(Items from a data source)
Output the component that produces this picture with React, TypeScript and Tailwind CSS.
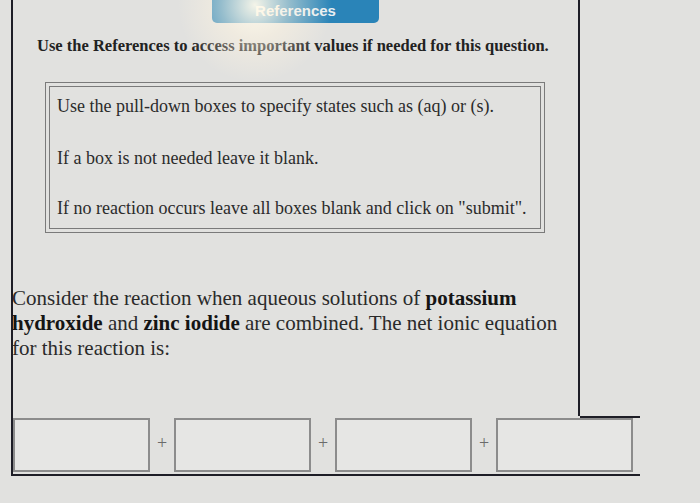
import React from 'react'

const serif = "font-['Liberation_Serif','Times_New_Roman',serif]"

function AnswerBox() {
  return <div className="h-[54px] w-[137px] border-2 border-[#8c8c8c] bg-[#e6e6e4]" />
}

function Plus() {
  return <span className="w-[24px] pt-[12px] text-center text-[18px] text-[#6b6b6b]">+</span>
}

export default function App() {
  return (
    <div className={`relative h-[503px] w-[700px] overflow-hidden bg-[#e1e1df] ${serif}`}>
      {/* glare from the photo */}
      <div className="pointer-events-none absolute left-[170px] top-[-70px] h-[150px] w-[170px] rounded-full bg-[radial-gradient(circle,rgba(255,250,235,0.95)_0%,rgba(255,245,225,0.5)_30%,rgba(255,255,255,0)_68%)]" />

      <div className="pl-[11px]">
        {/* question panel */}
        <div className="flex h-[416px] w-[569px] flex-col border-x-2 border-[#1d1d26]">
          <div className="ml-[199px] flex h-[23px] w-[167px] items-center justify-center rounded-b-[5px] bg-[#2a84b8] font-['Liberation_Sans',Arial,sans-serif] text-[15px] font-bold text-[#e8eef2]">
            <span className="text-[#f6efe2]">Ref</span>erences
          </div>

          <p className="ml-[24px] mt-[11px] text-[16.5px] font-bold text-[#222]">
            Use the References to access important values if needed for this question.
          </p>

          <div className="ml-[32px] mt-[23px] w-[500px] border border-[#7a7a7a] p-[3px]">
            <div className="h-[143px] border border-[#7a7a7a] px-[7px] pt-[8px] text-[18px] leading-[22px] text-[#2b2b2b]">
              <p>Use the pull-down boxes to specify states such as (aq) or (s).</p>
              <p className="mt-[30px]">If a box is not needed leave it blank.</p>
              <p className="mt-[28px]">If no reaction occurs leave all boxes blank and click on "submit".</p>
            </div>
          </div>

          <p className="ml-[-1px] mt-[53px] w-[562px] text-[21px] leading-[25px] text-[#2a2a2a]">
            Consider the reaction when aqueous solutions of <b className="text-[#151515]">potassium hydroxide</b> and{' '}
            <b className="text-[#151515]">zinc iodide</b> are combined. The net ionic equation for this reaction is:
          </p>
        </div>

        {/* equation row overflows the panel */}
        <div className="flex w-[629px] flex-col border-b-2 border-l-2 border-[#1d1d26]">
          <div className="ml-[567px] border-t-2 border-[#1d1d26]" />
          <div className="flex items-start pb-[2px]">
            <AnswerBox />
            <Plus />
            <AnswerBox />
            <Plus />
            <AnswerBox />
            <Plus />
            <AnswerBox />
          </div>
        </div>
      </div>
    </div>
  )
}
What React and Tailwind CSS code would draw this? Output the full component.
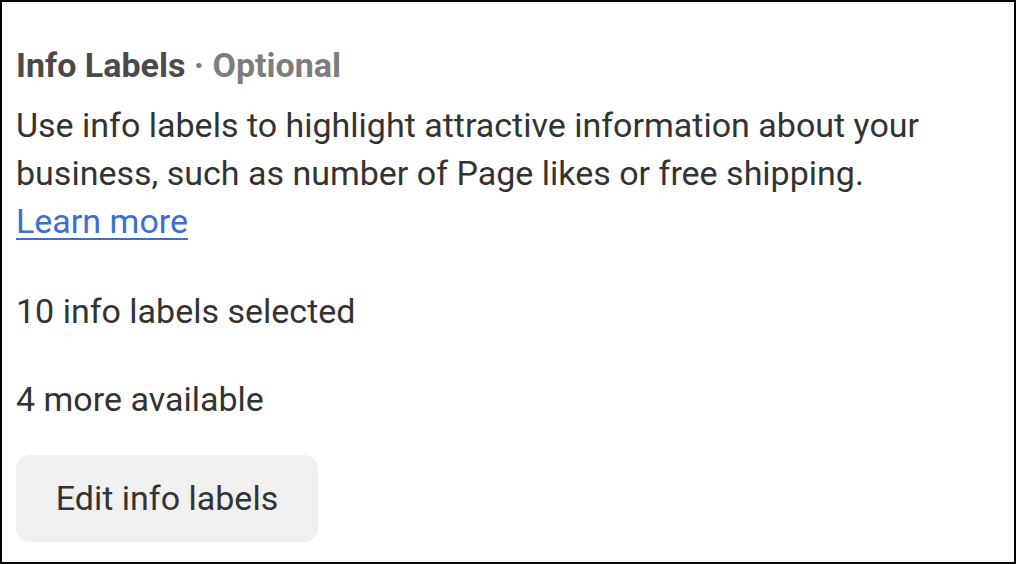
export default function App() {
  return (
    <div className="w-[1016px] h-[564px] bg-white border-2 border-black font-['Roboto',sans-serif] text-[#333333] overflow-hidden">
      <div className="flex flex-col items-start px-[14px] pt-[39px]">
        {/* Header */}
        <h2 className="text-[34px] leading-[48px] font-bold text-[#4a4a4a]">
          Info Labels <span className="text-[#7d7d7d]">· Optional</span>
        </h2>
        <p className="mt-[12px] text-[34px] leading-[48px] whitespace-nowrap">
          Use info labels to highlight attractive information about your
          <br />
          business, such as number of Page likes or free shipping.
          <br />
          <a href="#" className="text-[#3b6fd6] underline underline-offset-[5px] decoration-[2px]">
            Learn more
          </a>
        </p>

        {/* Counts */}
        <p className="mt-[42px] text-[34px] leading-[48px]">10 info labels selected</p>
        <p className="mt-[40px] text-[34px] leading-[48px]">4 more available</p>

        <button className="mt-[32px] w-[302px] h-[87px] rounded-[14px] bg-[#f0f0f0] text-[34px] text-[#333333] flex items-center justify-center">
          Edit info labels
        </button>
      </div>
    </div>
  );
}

EXERCISE AIM
Without the pictures, restate all the entries above exactly.

FINAL RESULT
Output the component that produces this picture with React, TypeScript and Tailwind CSS.
import React from 'react'

const serif = "font-['Liberation_Serif','Times_New_Roman',serif]"

function AnswerBox() {
  return <div className="h-[54px] w-[137px] border-2 border-[#8c8c8c] bg-[#e6e6e4]" />
}

function Plus() {
  return <span className="w-[24px] pt-[12px] text-center text-[18px] text-[#6b6b6b]">+</span>
}

export default function App() {
  return (
    <div className={`relative h-[503px] w-[700px] overflow-hidden bg-[#e1e1df] ${serif}`}>
      {/* glare from the photo */}
      <div className="pointer-events-none absolute left-[170px] top-[-70px] h-[150px] w-[170px] rounded-full bg-[radial-gradient(circle,rgba(255,250,235,0.95)_0%,rgba(255,245,225,0.5)_30%,rgba(255,255,255,0)_68%)]" />

      <div className="pl-[11px]">
        {/* question panel */}
        <div className="flex h-[416px] w-[569px] flex-col border-x-2 border-[#1d1d26]">
          <div className="ml-[199px] flex h-[23px] w-[167px] items-center justify-center rounded-b-[5px] bg-[#2a84b8] font-['Liberation_Sans',Arial,sans-serif] text-[15px] font-bold text-[#e8eef2]">
            <span className="text-[#f6efe2]">Ref</span>erences
          </div>

          <p className="ml-[24px] mt-[11px] text-[16.5px] font-bold text-[#222]">
            Use the References to access important values if needed for this question.
          </p>

          <div className="ml-[32px] mt-[23px] w-[500px] border border-[#7a7a7a] p-[3px]">
            <div className="h-[143px] border border-[#7a7a7a] px-[7px] pt-[8px] text-[18px] leading-[22px] text-[#2b2b2b]">
              <p>Use the pull-down boxes to specify states such as (aq) or (s).</p>
              <p className="mt-[30px]">If a box is not needed leave it blank.</p>
              <p className="mt-[28px]">If no reaction occurs leave all boxes blank and click on "submit".</p>
            </div>
          </div>

          <p className="ml-[-1px] mt-[53px] w-[562px] text-[21px] leading-[25px] text-[#2a2a2a]">
            Consider the reaction when aqueous solutions of <b className="text-[#151515]">potassium hydroxide</b> and{' '}
            <b className="text-[#151515]">zinc iodide</b> are combined. The net ionic equation for this reaction is:
          </p>
        </div>

        {/* equation row overflows the panel */}
        <div className="flex w-[629px] flex-col border-b-2 border-l-2 border-[#1d1d26]">
          <div className="ml-[567px] border-t-2 border-[#1d1d26]" />
          <div className="flex items-start pb-[2px]">
            <AnswerBox />
            <Plus />
            <AnswerBox />
            <Plus />
            <AnswerBox />
            <Plus />
            <AnswerBox />
          </div>
        </div>
      </div>
    </div>
  )
}
What React and Tailwind CSS code would draw this? Output the full component.
export default function App() {
  return (
    <div className="w-[1016px] h-[564px] bg-white border-2 border-black font-['Roboto',sans-serif] text-[#333333] overflow-hidden">
      <div className="flex flex-col items-start px-[14px] pt-[39px]">
        {/* Header */}
        <h2 className="text-[34px] leading-[48px] font-bold text-[#4a4a4a]">
          Info Labels <span className="text-[#7d7d7d]">· Optional</span>
        </h2>
        <p className="mt-[12px] text-[34px] leading-[48px] whitespace-nowrap">
          Use info labels to highlight attractive information about your
          <br />
          business, such as number of Page likes or free shipping.
          <br />
          <a href="#" className="text-[#3b6fd6] underline underline-offset-[5px] decoration-[2px]">
            Learn more
          </a>
        </p>

        {/* Counts */}
        <p className="mt-[42px] text-[34px] leading-[48px]">10 info labels selected</p>
        <p className="mt-[40px] text-[34px] leading-[48px]">4 more available</p>

        <button className="mt-[32px] w-[302px] h-[87px] rounded-[14px] bg-[#f0f0f0] text-[34px] text-[#333333] flex items-center justify-center">
          Edit info labels
        </button>
      </div>
    </div>
  );
}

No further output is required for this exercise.